— Instruction —
Work through the data line by line, gathering every line that has the word "React".
— Start —
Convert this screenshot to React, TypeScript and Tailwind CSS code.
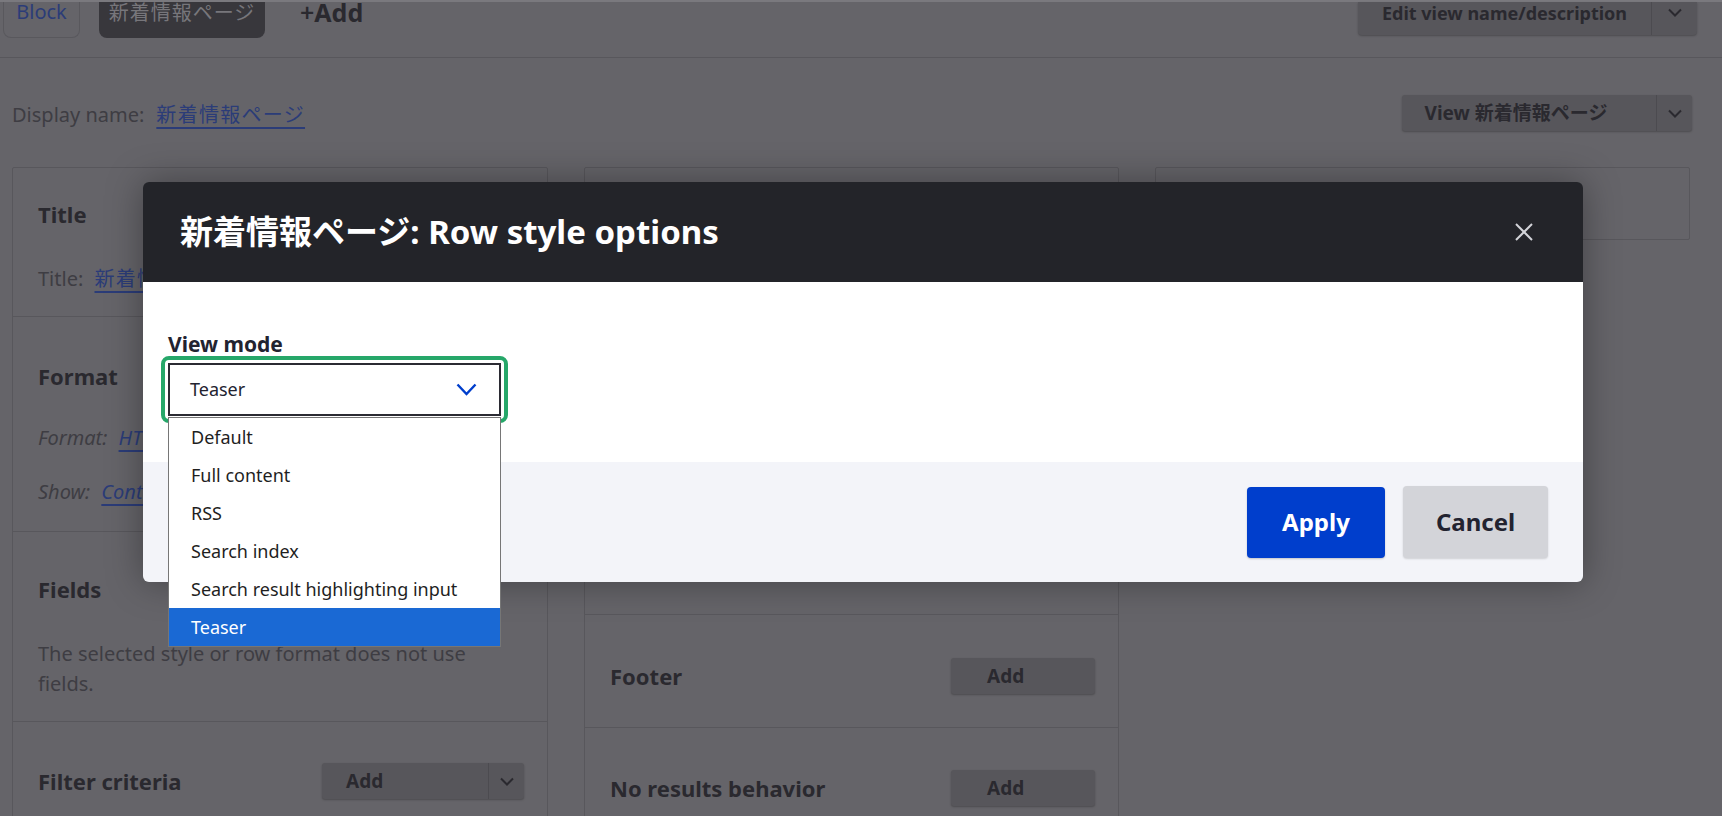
import React from "react";

const options = ["Default", "Full content", "RSS", "Search index", "Search result highlighting input", "Teaser"];

function Chevron({ className }: { className?: string }) {
    return (
        <svg className={className} width="14" height="9" viewBox="0 0 14 9" fill="none" stroke="currentColor" strokeWidth="2">
            <polyline points="1,1.5 7,7.5 13,1.5" />
        </svg>
    );
}

function AddButton({ split }: { split?: boolean }) {
    return (
        <div className="flex h-[36px] rounded-[3px] bg-[#57565b] shadow-[0_1px_2px_rgba(0,0,0,0.25)]">
            <div className={split ? "w-[166px] flex items-center pl-[24px] text-[19px] font-bold" : "w-[144px] flex items-center pl-[36px] text-[19px] font-bold"}>
                Add
            </div>
            {split && (
                <>
                    <div className="w-px bg-[#4c4b50]" />
                    <div className="w-[35px] flex items-center justify-center">
                        <Chevron className="text-[#2a292f]" />
                    </div>
                </>
            )}
        </div>
    );
}

export default function App() {
    return (
        <div className="relative w-[1722px] h-[816px] overflow-hidden bg-[#656469] text-[#2a292f] font-['Noto_Sans','Noto_Sans_CJK_JP',sans-serif]">
            <div className="h-[2px] bg-[#7a797e]" />

            {/* top bar */}
            <div className="h-[56px] border-b border-[#58575c] flex items-start justify-between pl-[3px] pr-[25px]">
                <div className="flex items-start">
                    <div className="h-[36px] w-[77px] border border-t-0 border-[#59585d] rounded-b-[8px] flex items-end justify-center pb-[14px] text-[20px] leading-[22px] text-[#2b3c78]">
                        Block
                    </div>
                    <div className="ml-[19px] h-[36px] w-[166px] bg-[#38373c] rounded-b-[8px] flex items-end justify-center pb-[14px] text-[20px] leading-[22px] tracking-[1px] text-[#77767b]">
                        新着情報ページ
                    </div>
                    <div className="ml-[35px] -mt-[2px] text-[25px] leading-[24px] font-bold text-[#2a292f]">
                        <span className="font-semibold">+</span>Add
                    </div>
                </div>
                <div className="flex h-[33px] bg-[#57565b] rounded-b-[4px] shadow-[0_1px_2px_rgba(0,0,0,0.25)]">
                    <div className="w-[293px] flex items-center justify-center pb-[12px] text-[18px] leading-[22px] font-bold">
                        Edit view name/description
                    </div>
                    <div className="w-px bg-[#4c4b50]" />
                    <div className="w-[45px] flex items-center justify-center pb-[12px]">
                        <Chevron className="text-[#2a292f]" />
                    </div>
                </div>
            </div>

            {/* display name row */}
            <div className="flex items-center justify-between pl-[12px] pr-[30px] pt-[37px]">
                <div className="text-[20px] text-[#3e3d43] pt-[3px]">
                    Display name:
                    <span className="ml-[12px] tracking-[1.3px] underline underline-offset-[5px] text-[#2b3c78]">新着情報ページ</span>
                </div>
                <div className="flex h-[36px] bg-[#57565b] rounded-[3px] shadow-[0_1px_2px_rgba(0,0,0,0.25)]">
                    <div className="w-[254px] flex items-center justify-center pr-[26px] text-[19px] font-bold">
                        View 新着情報ページ
                    </div>
                    <div className="w-px bg-[#4c4b50]" />
                    <div className="w-[35px] flex items-center justify-center">
                        <Chevron className="text-[#2a292f]" />
                    </div>
                </div>
            </div>

            {/* columns */}
            <div className="flex items-start gap-[36px] pl-[12px] mt-[36px]">
                <div className="w-[536px] h-[700px] border border-[#58575c] rounded-[2px]">
                    <div className="px-[25px] pt-[31px] pb-[22px] border-b border-[#58575c]">
                        <h3 className="text-[22px] leading-[30px] font-bold">Title</h3>
                        <p className="mt-[35px] text-[20px] leading-[30px] text-[#3e3d43]">
                            Title: <span className="ml-[6px] tracking-[1.3px] underline underline-offset-[5px] text-[#2b3c78]">新着情報ページ</span>
                        </p>
                    </div>
                    <div className="px-[25px] pt-[44px] pb-[24px] border-b border-[#58575c]">
                        <h3 className="text-[22px] leading-[30px] font-bold">Format</h3>
                        <p className="mt-[32px] text-[20px] leading-[30px] italic text-[#3e3d43]">
                            Format: <span className="ml-[6px] underline underline-offset-[5px] text-[#2b3c78]">HTML list</span>
                        </p>
                        <p className="mt-[24px] text-[20px] leading-[30px] italic text-[#3e3d43]">
                            Show: <span className="ml-[6px] underline underline-offset-[5px] text-[#2b3c78]">Content</span>
                        </p>
                    </div>
                    <div className="px-[25px] pt-[42px] pb-[22px] border-b border-[#58575c]">
                        <h3 className="text-[22px] leading-[30px] font-bold">Fields</h3>
                        <p className="mt-[35px] text-[20px] leading-[30px] text-[#3e3d43]">
                            The selected style or row format does not use fields.
                        </p>
                    </div>
                    <div className="pl-[25px] pr-[23px] pt-[41px] flex items-center justify-between">
                        <h3 className="text-[22px] leading-[30px] font-bold">Filter criteria</h3>
                        <AddButton split />
                    </div>
                </div>

                <div className="w-[535px] h-[700px] border border-[#58575c] rounded-[2px]">
                    <div className="h-[447px] border-b border-[#58575c]" />
                    <div className="pl-[25px] pr-[23px] pt-[43px] pb-[33px] flex items-center justify-between border-b border-[#58575c]">
                        <h3 className="text-[22px] leading-[30px] font-bold">Footer</h3>
                        <AddButton />
                    </div>
                    <div className="pl-[25px] pr-[23px] pt-[42px] flex items-center justify-between">
                        <h3 className="text-[22px] leading-[30px] font-bold">No results behavior</h3>
                        <AddButton />
                    </div>
                </div>

                <div className="w-[535px] h-[73px] border border-[#58575c] rounded-[2px]" />
            </div>

            {/* dialog */}
            <div className="absolute left-[143px] top-[182px] w-[1440px] rounded-[6px] shadow-[0_0_36px_rgba(0,0,0,0.35)]">
                <div className="h-[100px] bg-[#232429] rounded-t-[6px] flex items-center justify-between pl-[37px] pr-[50px]">
                    <h2 className="text-[33px] font-bold text-white">新着情報ページ: Row style options</h2>
                    <svg width="18" height="18" viewBox="0 0 18 18" stroke="#d3d4d9" strokeWidth="2">
                        <line x1="1" y1="1" x2="17" y2="17" />
                        <line x1="17" y1="1" x2="1" y2="17" />
                    </svg>
                </div>
                <div className="h-[180px] bg-white pl-[18px] pt-[50px]">
                    <label className="block ml-[7px] text-[21px] leading-[24px] font-bold text-[#222330]">View mode</label>
                    <div className="relative w-[347px] border-[4px] border-[#26a769] rounded-[8px] p-[3px]">
                        <div className="h-[53px] border-2 border-[#2b2b33] flex items-center justify-between pl-[20px] pr-[22px] text-[18px] text-[#222330]">
                            Teaser
                            <svg width="21" height="13" viewBox="0 0 21 13" fill="none" stroke="#003ecc" strokeWidth="2.4">
                                <polyline points="1.5,1.5 10.5,11 19.5,1.5" />
                            </svg>
                        </div>
                        <div className="absolute left-[3px] top-[57px] w-[333px] border border-[#767676] bg-white z-10">
                            {options.map((o) => (
                                <div
                                    key={o}
                                    className={o === "Teaser"
                                        ? "h-[38px] flex items-center pl-[22px] text-[18px] bg-[#1a69d4] text-white"
                                        : "h-[38px] flex items-center pl-[22px] text-[18px] text-[#1f1f1f]"}
                                >
                                    {o}
                                </div>
                            ))}
                        </div>
                    </div>
                </div>
                <div className="h-[120px] bg-[#f3f4f9] rounded-b-[6px] flex items-center justify-end gap-[18px] pr-[35px]">
                    <button className="w-[138px] h-[71px] rounded-[4px] bg-[#003ecc] text-white text-[24px] font-bold shadow-[0_1px_2px_rgba(0,0,0,0.2)]">
                        Apply
                    </button>
                    <button className="w-[145px] h-[72px] rounded-[4px] bg-[#d3d4d9] text-[#222330] text-[24px] font-bold shadow-[0_1px_2px_rgba(0,0,0,0.15)]">
                        Cancel
                    </button>
                </div>
            </div>
        </div>
    );
}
— End —
— Answer to the task —
Convert this screenshot to React, TypeScript and Tailwind CSS code.
import React from "react";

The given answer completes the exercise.